What to produce: Would you pull out every line of the material that contains the string "React"?

Records for this exercise:
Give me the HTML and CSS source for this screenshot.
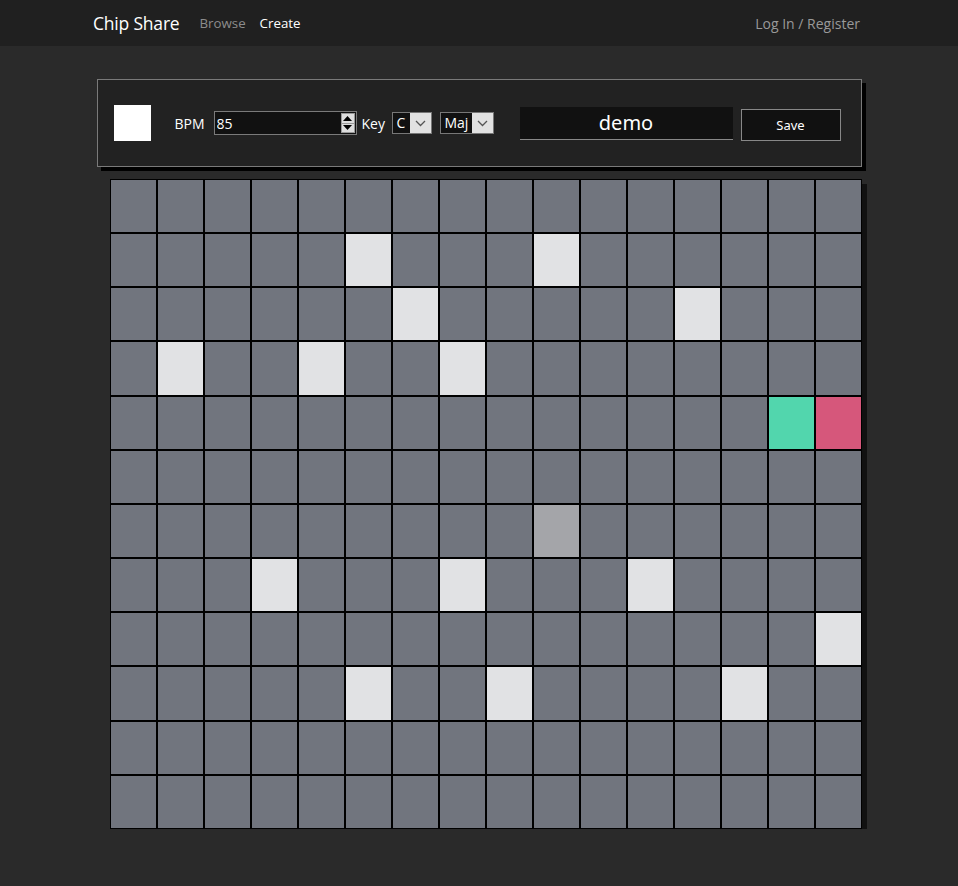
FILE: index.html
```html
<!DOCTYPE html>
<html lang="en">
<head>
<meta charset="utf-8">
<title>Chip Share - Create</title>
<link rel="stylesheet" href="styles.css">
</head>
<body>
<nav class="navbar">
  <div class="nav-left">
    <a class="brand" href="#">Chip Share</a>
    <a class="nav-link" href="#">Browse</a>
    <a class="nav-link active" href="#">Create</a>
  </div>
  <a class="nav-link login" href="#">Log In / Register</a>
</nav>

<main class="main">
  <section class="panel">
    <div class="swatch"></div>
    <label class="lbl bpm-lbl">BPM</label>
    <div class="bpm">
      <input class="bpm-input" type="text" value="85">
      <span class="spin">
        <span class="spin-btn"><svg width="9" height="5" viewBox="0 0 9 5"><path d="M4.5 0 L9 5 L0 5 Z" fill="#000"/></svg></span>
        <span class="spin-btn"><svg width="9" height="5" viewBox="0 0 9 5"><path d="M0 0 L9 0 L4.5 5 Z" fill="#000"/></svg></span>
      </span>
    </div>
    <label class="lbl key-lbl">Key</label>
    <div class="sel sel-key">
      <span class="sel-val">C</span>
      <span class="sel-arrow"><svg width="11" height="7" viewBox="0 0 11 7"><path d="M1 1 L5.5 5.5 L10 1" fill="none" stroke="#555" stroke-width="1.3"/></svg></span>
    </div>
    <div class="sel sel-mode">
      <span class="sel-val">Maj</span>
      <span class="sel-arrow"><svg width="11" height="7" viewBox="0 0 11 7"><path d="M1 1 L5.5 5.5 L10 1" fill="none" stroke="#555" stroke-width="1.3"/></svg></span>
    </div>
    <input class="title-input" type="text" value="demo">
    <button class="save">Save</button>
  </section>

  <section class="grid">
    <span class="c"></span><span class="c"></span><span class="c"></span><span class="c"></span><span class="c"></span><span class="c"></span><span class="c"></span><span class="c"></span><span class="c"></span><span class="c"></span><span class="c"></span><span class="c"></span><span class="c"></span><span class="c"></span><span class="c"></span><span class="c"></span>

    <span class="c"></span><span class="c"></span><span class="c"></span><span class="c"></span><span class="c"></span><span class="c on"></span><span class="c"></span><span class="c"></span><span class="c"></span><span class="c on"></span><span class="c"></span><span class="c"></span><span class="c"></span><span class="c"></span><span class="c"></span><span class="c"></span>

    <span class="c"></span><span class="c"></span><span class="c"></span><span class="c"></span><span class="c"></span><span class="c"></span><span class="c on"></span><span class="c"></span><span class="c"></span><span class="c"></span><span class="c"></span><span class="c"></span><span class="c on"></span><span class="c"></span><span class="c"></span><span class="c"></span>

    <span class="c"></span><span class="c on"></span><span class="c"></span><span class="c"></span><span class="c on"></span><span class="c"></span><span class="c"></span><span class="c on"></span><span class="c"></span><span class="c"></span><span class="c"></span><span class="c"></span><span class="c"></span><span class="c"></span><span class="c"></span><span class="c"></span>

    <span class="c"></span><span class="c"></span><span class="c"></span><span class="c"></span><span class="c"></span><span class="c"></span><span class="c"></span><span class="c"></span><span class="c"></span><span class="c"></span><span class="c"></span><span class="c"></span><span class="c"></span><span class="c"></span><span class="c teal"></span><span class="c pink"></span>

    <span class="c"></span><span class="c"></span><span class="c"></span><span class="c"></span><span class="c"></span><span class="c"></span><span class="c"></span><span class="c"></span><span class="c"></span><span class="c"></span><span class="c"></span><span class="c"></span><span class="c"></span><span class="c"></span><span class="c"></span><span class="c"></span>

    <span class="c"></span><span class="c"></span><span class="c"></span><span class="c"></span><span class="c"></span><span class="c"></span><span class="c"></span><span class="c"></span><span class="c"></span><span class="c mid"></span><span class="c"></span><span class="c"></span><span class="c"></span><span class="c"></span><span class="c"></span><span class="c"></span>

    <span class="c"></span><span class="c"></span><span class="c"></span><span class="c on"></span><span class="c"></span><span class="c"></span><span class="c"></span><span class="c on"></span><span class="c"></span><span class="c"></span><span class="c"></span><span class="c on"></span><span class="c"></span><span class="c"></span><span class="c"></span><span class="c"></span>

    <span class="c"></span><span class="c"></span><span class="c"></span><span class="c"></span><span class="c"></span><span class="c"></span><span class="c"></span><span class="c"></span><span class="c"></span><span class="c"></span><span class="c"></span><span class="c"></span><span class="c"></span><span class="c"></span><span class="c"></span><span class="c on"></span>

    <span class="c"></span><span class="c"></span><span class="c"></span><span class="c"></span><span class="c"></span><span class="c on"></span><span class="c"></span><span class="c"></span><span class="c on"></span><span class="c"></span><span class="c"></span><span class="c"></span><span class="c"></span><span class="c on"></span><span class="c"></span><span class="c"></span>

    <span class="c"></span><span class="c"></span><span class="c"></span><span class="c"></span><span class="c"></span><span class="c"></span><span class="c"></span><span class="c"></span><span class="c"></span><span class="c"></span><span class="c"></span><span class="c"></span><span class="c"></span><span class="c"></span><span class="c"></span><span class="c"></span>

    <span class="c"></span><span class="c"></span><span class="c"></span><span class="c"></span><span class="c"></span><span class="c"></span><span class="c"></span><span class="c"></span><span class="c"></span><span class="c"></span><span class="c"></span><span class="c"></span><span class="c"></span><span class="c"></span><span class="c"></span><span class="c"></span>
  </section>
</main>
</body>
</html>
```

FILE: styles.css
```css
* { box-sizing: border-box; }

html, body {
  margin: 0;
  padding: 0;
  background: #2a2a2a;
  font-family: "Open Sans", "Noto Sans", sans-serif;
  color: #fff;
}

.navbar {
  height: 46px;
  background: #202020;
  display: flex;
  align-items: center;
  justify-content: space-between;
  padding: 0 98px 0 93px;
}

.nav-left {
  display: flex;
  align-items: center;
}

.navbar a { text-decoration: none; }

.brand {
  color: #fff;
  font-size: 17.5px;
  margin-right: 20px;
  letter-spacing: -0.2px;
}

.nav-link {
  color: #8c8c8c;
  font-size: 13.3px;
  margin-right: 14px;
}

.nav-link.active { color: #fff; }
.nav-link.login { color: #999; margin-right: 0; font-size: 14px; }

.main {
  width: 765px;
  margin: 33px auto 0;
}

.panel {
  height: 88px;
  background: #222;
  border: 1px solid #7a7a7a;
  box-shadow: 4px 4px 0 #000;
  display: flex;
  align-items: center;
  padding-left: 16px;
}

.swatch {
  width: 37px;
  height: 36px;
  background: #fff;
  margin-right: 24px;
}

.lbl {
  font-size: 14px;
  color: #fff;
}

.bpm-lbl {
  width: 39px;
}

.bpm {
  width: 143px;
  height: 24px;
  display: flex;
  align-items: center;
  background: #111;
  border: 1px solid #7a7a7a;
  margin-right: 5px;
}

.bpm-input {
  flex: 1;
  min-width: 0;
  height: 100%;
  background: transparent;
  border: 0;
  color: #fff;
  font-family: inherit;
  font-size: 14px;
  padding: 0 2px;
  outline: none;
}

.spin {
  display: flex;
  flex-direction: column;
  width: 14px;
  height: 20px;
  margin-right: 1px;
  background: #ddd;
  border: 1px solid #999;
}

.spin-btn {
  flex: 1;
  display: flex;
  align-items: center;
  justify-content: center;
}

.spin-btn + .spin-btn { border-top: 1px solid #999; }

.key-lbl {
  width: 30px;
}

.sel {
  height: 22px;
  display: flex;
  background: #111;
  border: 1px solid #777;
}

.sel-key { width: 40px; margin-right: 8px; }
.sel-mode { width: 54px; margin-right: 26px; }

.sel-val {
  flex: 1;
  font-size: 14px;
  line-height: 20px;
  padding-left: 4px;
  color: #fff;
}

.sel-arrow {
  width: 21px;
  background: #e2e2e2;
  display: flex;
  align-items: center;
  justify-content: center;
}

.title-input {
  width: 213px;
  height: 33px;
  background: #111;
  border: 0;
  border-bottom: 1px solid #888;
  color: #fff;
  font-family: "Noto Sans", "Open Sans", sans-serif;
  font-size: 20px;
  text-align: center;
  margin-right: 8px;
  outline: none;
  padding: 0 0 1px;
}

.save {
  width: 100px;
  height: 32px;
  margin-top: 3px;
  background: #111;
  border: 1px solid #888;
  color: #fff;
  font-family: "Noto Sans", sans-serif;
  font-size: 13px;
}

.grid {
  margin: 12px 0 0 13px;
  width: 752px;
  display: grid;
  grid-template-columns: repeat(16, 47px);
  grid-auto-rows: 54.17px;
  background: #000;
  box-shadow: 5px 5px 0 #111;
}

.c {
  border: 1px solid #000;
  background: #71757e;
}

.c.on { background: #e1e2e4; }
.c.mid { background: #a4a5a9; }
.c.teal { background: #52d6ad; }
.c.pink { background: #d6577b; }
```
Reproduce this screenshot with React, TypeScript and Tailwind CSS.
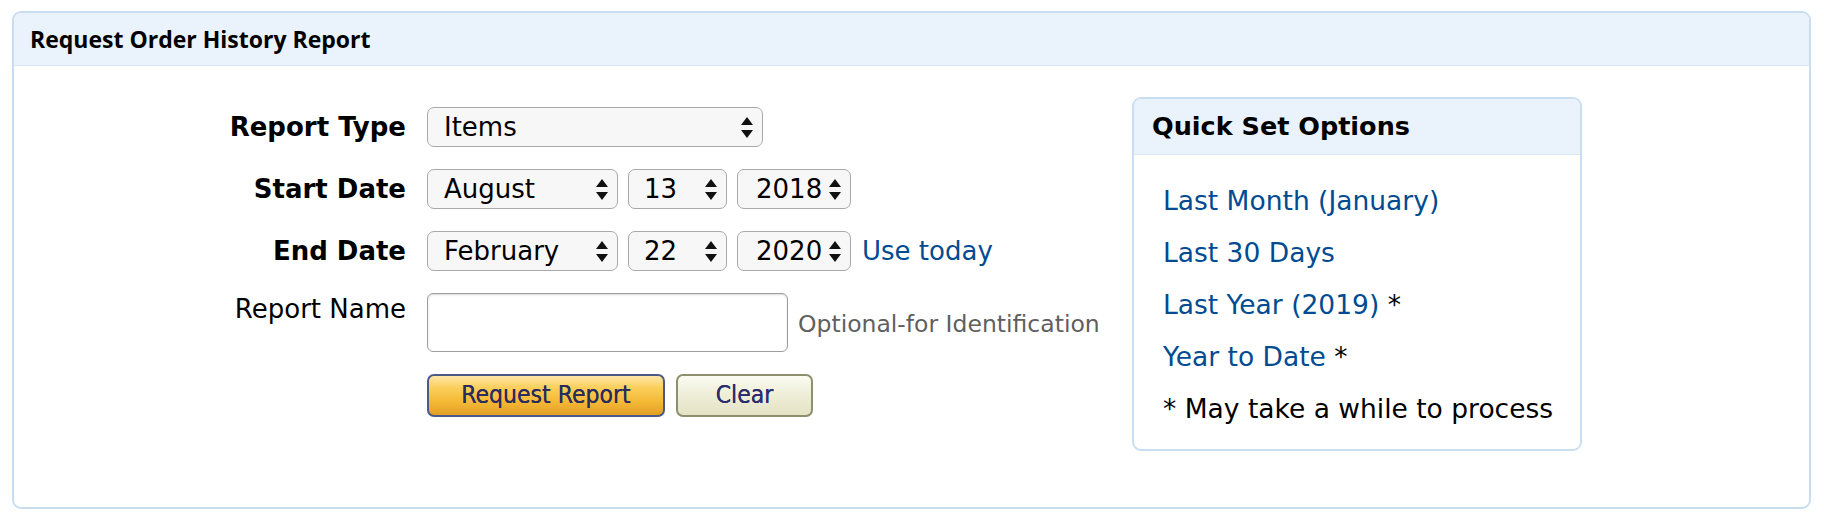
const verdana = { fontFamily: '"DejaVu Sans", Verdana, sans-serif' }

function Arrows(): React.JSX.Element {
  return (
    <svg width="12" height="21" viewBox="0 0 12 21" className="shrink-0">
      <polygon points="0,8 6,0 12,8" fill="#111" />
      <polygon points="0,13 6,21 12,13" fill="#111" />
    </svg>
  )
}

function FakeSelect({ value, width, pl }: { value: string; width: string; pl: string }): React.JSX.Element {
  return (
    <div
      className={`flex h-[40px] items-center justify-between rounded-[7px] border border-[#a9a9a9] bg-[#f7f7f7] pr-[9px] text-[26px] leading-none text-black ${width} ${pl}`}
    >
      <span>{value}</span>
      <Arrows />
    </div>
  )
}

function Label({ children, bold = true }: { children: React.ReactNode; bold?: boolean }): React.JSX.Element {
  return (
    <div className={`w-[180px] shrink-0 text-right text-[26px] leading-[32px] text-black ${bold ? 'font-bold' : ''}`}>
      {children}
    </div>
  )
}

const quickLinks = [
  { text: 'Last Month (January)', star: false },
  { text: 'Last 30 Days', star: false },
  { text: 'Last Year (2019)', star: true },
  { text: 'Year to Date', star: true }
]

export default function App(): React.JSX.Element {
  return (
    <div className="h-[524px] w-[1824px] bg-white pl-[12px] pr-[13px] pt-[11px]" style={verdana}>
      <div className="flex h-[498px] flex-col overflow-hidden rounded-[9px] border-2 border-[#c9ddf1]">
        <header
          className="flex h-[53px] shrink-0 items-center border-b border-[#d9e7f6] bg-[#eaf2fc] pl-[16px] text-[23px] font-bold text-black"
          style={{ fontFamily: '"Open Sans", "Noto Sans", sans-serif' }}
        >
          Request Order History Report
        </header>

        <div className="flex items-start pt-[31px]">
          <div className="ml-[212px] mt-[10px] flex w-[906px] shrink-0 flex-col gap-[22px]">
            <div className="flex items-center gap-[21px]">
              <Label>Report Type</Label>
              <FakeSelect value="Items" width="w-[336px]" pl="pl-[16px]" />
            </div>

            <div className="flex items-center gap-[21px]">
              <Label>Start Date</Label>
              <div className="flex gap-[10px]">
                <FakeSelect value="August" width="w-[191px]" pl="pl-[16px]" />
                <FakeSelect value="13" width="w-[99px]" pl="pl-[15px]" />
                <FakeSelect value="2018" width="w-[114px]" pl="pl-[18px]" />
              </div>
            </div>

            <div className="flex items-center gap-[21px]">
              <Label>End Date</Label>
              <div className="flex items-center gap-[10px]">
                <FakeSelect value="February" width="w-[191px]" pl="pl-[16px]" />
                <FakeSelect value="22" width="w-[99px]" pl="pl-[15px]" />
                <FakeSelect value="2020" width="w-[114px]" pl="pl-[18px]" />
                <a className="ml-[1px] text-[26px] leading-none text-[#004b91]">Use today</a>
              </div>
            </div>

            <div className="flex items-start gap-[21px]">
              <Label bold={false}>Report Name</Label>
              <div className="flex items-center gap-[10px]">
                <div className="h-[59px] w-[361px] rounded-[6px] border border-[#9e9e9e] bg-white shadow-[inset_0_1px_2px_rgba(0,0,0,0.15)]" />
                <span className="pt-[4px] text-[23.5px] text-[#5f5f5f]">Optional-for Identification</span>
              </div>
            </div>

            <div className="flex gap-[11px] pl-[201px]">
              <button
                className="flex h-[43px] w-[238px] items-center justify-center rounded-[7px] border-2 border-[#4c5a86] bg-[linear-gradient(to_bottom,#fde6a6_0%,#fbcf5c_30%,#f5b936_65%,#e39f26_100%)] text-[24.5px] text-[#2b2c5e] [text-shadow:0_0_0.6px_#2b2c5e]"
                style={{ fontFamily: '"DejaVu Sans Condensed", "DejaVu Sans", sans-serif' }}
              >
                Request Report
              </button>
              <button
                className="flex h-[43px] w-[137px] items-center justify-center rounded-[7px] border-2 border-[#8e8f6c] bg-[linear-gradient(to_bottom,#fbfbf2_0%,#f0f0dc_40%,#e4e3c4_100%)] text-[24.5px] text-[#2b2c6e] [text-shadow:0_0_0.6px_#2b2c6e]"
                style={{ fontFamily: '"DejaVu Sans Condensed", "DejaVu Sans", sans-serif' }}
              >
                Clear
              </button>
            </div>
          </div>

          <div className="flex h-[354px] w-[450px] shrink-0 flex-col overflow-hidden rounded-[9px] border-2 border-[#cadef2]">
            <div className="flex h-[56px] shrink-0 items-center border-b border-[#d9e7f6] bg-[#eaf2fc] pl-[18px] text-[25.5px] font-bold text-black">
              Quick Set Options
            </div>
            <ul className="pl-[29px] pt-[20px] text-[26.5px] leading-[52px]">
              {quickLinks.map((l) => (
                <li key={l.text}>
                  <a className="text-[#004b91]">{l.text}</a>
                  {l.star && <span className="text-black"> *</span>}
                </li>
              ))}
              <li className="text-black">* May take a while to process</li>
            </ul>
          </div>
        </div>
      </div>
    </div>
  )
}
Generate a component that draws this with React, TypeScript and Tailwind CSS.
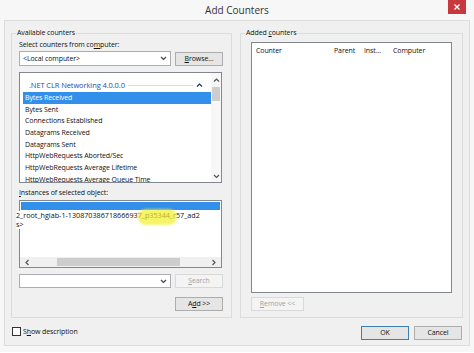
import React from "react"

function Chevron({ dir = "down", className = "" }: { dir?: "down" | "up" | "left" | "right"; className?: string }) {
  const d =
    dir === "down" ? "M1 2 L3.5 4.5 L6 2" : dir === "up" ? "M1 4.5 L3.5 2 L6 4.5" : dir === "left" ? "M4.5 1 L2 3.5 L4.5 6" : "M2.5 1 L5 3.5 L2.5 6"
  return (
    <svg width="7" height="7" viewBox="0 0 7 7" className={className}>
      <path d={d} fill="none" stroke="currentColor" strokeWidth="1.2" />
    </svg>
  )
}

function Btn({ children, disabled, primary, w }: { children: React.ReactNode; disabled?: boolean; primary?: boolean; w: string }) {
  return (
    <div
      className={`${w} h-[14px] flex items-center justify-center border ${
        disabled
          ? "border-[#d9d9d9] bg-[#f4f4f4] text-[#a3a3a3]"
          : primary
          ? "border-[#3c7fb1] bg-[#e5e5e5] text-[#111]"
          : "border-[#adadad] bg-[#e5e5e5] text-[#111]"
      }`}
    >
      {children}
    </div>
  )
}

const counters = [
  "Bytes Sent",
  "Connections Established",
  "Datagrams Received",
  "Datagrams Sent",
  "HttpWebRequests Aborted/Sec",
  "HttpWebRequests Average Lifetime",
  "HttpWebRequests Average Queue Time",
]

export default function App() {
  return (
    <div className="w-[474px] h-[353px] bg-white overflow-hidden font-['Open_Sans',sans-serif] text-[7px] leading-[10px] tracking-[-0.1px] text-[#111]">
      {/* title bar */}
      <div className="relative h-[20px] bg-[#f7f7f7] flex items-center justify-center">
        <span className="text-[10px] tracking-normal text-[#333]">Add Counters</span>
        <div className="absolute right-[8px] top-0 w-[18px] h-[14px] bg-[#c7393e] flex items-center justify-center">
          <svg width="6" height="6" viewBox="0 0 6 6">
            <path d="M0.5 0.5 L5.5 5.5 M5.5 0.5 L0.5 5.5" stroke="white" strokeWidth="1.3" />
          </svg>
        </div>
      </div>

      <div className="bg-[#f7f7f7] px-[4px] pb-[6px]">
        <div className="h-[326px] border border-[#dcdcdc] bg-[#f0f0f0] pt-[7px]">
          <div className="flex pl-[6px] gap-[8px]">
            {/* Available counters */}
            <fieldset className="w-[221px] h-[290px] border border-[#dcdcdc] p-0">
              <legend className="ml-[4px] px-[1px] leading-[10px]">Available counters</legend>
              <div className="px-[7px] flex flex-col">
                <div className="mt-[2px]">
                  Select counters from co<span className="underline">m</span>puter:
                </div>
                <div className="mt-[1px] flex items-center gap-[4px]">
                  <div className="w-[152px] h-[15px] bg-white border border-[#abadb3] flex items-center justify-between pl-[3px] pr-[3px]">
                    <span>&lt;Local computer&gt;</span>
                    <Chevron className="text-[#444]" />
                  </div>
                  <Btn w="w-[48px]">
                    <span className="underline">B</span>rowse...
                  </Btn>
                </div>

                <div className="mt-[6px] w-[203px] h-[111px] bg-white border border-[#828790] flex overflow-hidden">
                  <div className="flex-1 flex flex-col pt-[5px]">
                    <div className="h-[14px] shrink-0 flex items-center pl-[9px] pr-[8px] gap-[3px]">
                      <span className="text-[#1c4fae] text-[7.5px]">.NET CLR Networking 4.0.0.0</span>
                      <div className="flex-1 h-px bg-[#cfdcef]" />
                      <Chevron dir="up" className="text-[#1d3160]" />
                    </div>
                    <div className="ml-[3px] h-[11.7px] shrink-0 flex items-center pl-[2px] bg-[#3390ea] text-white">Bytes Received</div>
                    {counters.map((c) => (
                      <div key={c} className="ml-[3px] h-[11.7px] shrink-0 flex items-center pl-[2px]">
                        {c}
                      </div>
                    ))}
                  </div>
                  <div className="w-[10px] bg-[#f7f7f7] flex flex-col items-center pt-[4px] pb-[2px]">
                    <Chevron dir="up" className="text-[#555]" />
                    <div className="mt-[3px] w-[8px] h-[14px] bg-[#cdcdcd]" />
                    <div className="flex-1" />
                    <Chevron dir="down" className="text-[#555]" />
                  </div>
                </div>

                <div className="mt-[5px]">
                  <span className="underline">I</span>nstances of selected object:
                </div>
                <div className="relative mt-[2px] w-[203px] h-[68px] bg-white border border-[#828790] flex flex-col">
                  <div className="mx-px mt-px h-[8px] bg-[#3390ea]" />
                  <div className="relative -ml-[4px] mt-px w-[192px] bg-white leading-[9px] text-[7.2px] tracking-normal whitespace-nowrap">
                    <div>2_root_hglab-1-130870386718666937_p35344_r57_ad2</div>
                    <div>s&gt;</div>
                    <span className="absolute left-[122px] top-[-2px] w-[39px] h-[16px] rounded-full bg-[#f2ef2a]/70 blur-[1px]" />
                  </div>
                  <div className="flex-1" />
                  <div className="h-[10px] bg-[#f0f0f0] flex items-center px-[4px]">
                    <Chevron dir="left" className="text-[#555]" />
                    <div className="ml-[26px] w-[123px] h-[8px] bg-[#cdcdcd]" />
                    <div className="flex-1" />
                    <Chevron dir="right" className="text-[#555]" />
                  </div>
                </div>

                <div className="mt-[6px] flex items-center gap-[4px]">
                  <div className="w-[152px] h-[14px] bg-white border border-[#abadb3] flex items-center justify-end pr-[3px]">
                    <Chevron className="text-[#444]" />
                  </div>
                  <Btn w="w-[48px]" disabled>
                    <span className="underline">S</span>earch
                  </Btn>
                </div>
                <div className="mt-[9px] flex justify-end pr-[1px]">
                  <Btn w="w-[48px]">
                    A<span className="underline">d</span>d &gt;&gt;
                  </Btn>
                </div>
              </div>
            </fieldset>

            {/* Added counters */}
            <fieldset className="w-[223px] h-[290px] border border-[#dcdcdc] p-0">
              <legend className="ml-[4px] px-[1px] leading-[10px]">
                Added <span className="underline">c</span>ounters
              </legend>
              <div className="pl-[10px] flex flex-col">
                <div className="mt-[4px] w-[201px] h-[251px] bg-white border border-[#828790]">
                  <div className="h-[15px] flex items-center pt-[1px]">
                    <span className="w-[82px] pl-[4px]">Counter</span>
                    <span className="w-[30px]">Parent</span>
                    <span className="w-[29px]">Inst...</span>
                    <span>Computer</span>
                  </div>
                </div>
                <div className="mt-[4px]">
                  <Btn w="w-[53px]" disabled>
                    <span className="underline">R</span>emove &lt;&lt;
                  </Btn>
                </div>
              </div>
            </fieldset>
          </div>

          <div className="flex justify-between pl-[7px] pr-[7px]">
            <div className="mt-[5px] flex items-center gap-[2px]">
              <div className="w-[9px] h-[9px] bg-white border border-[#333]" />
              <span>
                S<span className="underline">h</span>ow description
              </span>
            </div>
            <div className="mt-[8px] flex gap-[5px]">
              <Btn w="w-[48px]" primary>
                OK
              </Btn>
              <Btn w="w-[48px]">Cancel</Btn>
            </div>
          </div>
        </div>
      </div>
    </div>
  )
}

Output for this exercise:
Reproduce this screenshot with React, TypeScript and Tailwind CSS.
function Arrows(): React.JSX.Element {
function FakeSelect({ value, width, pl }: { value: string; width: string; pl: string }): React.JSX.Element {
function Label({ children, bold = true }: { children: React.ReactNode; bold?: boolean }): React.JSX.Element {
export default function App(): React.JSX.Element {
Generate a component that draws this with React, TypeScript and Tailwind CSS.
import React from "react"
function Btn({ children, disabled, primary, w }: { children: React.ReactNode; disabled?: boolean; primary?: boolean; w: string }) {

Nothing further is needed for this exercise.